** Written problem **
Lift out all lines below that contain "this".

** Stored rows **
+ + +
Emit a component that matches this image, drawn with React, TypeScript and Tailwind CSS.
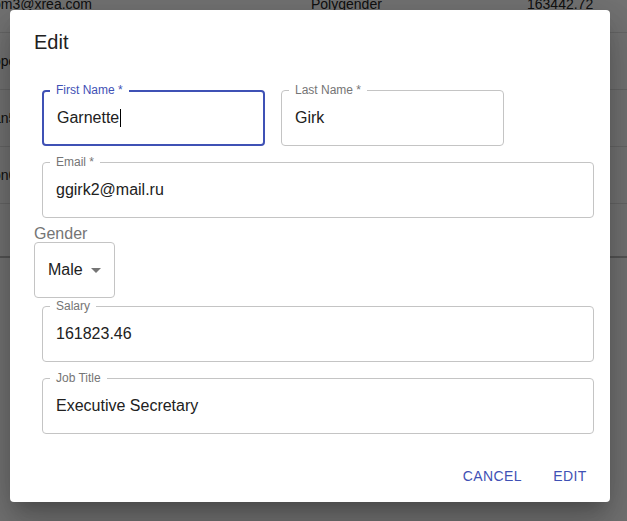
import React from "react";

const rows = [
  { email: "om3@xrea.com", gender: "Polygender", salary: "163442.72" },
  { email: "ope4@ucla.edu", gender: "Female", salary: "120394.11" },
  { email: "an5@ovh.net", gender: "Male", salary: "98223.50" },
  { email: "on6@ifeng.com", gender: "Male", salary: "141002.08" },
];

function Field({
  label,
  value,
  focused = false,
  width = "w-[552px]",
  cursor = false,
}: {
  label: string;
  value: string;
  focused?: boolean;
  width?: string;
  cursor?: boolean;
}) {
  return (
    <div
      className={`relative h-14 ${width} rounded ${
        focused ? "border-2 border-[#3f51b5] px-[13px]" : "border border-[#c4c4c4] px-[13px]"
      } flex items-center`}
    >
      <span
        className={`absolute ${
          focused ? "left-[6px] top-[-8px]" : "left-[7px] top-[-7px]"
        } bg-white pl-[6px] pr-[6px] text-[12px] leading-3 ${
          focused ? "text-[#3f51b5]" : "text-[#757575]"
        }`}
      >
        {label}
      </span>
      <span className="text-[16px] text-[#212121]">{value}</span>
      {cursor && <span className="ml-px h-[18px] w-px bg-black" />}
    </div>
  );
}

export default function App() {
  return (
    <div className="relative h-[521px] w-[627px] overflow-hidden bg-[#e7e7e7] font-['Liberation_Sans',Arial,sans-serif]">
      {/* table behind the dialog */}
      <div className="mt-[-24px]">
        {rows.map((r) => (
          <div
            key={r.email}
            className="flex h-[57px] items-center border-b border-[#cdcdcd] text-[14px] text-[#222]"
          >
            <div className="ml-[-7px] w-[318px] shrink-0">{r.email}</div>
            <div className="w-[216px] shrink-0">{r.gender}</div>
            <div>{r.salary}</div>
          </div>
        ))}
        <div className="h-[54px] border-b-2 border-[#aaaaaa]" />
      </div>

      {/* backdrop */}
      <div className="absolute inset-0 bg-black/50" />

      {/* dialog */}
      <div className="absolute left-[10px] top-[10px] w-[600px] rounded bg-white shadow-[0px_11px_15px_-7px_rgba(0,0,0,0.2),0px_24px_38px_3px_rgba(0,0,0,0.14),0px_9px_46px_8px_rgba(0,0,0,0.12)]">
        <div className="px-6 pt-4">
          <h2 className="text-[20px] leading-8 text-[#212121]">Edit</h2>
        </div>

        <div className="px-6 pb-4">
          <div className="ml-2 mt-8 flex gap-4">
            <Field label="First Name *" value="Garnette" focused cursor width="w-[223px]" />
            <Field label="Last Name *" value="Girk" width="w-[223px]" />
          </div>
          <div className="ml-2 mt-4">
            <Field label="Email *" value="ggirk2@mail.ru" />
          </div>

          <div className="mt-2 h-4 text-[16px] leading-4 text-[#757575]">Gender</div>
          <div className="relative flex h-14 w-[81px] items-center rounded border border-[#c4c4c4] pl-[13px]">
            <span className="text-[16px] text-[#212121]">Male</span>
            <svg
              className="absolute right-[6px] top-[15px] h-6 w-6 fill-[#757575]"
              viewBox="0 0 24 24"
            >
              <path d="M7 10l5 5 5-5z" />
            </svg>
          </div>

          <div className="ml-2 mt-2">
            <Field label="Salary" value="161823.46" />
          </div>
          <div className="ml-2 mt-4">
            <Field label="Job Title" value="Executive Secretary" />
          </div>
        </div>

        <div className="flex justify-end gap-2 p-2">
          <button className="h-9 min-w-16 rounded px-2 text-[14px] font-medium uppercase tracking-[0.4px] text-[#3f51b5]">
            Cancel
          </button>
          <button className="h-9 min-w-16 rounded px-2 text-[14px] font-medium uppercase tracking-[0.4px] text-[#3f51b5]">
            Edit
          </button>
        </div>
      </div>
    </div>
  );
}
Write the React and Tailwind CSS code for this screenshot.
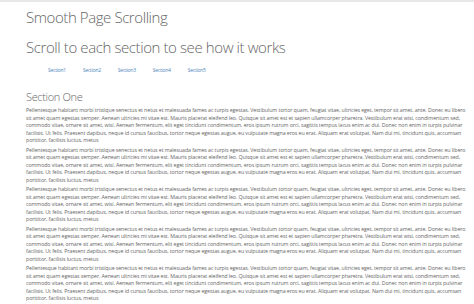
+ + +
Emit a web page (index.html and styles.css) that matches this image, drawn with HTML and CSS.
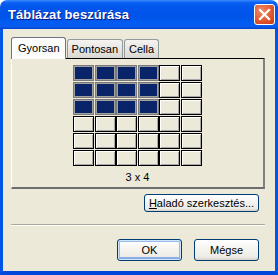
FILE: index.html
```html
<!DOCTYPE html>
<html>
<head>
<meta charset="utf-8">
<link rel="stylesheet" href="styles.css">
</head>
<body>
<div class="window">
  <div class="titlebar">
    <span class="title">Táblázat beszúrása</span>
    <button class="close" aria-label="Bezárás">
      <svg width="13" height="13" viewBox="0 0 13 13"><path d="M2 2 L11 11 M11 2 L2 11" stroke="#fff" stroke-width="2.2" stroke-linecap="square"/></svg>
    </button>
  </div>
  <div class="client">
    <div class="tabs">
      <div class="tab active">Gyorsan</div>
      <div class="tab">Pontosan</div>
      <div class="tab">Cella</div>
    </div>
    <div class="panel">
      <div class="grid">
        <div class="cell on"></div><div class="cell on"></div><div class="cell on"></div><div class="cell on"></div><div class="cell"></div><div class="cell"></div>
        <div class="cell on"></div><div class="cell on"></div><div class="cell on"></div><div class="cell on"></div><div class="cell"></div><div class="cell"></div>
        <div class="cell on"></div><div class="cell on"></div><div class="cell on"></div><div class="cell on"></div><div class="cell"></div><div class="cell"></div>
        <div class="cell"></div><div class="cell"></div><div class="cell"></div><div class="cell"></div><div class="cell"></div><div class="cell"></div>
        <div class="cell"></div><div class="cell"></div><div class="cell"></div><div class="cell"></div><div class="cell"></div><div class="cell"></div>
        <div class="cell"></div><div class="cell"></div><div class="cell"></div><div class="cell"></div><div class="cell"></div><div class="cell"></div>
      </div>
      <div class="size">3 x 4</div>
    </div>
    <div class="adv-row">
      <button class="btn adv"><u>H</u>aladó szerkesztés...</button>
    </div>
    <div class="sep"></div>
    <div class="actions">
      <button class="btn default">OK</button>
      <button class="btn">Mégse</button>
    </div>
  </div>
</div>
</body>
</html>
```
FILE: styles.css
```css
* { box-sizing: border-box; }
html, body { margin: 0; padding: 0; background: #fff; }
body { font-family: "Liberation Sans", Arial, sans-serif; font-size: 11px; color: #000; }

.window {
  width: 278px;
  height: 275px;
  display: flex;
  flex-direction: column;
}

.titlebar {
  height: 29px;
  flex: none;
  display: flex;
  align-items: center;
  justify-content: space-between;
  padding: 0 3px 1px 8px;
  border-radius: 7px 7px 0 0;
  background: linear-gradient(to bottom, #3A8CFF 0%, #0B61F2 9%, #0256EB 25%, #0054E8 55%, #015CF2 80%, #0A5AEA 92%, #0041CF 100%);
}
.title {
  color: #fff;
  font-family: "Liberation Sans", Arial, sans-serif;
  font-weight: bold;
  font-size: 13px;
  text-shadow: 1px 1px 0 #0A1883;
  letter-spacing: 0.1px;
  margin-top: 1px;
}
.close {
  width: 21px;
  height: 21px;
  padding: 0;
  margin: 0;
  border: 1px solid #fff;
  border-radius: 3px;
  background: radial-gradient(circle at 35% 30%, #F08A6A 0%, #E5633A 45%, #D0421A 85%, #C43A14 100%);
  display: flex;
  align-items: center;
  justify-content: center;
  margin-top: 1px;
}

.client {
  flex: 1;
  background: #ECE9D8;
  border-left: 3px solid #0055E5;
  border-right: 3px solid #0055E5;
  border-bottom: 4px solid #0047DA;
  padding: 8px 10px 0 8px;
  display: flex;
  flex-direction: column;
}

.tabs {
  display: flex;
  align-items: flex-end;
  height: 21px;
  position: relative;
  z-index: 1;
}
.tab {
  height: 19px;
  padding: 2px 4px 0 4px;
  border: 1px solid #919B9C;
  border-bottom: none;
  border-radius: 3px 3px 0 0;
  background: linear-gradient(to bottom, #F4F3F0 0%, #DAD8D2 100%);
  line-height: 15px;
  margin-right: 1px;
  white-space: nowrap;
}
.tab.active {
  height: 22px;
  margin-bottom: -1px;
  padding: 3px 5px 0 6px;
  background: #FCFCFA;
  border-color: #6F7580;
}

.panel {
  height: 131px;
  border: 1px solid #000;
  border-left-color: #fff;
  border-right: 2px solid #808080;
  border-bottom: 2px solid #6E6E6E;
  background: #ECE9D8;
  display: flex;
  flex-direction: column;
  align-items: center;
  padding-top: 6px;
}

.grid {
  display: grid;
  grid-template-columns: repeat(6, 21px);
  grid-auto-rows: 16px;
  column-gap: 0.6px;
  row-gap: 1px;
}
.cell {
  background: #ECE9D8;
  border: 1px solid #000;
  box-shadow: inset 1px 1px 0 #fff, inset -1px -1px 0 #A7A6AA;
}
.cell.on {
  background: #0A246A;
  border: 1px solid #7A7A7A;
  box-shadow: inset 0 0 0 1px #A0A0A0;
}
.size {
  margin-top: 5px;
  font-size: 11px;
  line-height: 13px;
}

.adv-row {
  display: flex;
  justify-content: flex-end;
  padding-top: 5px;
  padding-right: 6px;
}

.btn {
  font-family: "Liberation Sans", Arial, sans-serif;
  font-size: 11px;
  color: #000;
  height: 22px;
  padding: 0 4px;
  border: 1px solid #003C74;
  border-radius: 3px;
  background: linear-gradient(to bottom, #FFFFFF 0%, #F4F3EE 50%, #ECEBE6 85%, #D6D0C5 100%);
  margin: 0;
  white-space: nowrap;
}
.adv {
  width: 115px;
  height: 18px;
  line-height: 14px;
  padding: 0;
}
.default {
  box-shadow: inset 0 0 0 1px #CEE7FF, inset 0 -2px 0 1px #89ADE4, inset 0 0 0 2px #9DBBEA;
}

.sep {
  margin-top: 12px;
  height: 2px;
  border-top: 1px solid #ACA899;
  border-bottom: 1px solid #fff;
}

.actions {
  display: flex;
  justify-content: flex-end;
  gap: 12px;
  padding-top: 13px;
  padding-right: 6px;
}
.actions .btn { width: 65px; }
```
+ + +
** Complete response **
Emit a component that matches this image, drawn with React, TypeScript and Tailwind CSS.
Write the React and Tailwind CSS code for this screenshot.
Emit a web page (index.html and styles.css) that matches this image, drawn with HTML and CSS.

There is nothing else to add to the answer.